Find every line in the records that holds the string "screenshot". Copy each one.

Records to process —
+ + +

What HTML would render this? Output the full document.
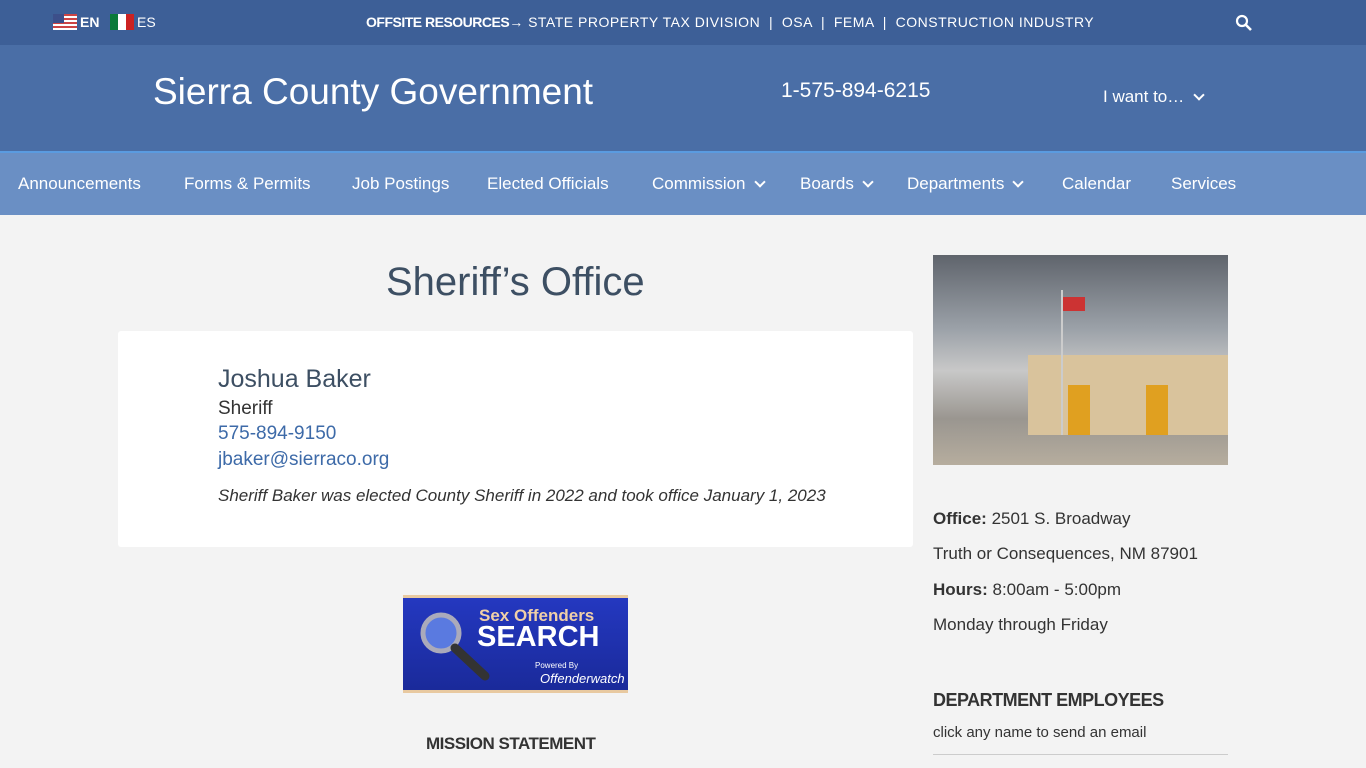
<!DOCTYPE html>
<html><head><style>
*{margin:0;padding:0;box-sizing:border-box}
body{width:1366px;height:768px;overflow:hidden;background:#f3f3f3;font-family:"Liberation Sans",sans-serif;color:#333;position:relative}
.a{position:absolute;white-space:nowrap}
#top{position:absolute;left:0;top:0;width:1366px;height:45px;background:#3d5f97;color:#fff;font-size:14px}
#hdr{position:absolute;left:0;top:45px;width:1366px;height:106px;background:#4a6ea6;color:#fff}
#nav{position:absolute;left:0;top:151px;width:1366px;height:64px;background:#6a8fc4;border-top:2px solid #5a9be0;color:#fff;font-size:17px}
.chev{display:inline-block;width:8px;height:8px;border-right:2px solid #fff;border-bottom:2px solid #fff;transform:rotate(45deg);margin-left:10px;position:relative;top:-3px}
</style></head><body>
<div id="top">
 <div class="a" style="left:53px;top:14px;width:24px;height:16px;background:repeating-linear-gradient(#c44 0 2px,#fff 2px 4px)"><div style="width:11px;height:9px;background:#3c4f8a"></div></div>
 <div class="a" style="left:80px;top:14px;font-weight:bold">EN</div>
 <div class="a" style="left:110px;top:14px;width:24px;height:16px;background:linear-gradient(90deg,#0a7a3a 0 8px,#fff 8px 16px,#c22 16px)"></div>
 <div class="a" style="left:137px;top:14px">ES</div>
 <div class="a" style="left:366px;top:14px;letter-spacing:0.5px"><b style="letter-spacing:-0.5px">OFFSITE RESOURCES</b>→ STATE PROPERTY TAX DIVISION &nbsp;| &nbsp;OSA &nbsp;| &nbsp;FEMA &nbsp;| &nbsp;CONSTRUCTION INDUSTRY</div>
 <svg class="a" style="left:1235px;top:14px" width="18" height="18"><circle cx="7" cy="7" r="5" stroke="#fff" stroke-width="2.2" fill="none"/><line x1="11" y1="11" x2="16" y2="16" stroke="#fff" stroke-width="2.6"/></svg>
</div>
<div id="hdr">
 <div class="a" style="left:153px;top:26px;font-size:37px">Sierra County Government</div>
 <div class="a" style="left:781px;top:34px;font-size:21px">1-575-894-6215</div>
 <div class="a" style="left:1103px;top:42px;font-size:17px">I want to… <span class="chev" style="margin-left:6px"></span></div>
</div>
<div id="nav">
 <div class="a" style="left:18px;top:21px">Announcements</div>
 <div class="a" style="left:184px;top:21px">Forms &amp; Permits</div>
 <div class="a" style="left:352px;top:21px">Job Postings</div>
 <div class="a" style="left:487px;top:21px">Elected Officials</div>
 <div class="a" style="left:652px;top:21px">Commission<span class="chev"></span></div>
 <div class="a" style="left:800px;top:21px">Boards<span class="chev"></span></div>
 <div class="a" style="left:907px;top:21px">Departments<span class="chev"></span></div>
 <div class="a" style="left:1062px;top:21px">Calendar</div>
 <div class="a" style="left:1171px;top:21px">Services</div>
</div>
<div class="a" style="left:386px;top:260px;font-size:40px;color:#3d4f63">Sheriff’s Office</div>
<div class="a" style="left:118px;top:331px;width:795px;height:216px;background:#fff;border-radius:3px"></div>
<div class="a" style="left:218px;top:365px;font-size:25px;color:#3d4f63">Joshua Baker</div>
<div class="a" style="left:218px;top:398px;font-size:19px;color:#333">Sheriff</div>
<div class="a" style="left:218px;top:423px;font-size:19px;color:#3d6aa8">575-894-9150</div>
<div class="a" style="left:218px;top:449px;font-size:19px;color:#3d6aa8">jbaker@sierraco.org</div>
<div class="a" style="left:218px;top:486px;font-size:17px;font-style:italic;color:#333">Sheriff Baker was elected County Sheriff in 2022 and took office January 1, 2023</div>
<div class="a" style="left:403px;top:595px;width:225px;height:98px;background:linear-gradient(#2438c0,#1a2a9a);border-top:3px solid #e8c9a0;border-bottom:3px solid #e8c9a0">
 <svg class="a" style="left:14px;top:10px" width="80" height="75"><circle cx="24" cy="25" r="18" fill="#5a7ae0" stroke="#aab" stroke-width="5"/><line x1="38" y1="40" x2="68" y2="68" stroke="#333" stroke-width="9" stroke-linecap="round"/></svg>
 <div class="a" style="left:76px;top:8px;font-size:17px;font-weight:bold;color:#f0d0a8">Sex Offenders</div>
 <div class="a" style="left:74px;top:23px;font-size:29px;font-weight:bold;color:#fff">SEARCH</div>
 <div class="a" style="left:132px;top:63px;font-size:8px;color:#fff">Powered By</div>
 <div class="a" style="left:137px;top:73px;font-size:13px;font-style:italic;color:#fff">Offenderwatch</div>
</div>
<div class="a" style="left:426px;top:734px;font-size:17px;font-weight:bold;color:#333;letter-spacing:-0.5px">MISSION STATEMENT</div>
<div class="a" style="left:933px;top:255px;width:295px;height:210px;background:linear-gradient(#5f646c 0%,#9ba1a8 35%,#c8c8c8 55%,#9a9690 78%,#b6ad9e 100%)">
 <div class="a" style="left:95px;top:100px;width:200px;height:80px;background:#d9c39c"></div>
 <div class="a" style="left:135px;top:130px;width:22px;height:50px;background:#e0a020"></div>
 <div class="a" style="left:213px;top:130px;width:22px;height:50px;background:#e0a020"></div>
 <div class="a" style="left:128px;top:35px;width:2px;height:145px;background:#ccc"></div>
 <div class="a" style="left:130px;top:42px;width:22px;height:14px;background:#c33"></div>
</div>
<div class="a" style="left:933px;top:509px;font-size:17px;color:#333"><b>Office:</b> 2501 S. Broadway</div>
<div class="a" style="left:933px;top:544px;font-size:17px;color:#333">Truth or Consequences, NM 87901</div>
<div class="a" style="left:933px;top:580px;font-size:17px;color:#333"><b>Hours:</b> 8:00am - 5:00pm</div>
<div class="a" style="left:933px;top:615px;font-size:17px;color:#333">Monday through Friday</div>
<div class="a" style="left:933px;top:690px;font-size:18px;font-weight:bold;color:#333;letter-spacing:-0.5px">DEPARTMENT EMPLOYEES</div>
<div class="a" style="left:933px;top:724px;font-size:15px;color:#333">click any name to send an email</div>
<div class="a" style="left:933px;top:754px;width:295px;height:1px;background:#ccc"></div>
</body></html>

+ + +

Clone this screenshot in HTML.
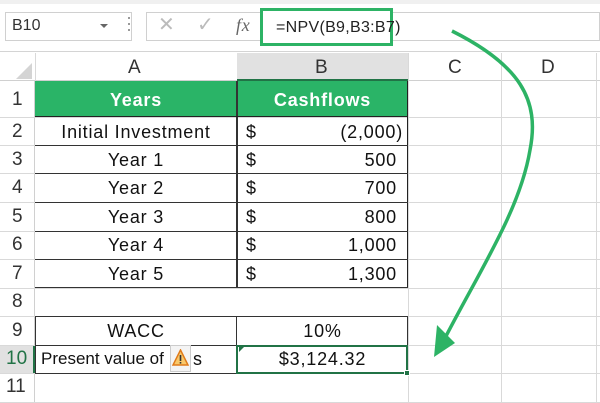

+ + +

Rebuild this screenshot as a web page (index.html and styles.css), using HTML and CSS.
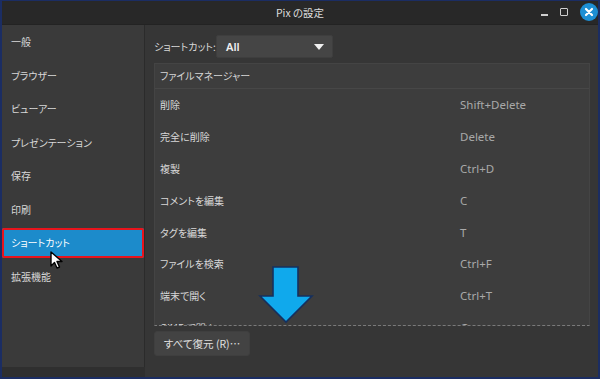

+ + +

Result below —
Clone this screenshot in HTML.
Rebuild this screenshot as a web page (index.html and styles.css), using HTML and CSS.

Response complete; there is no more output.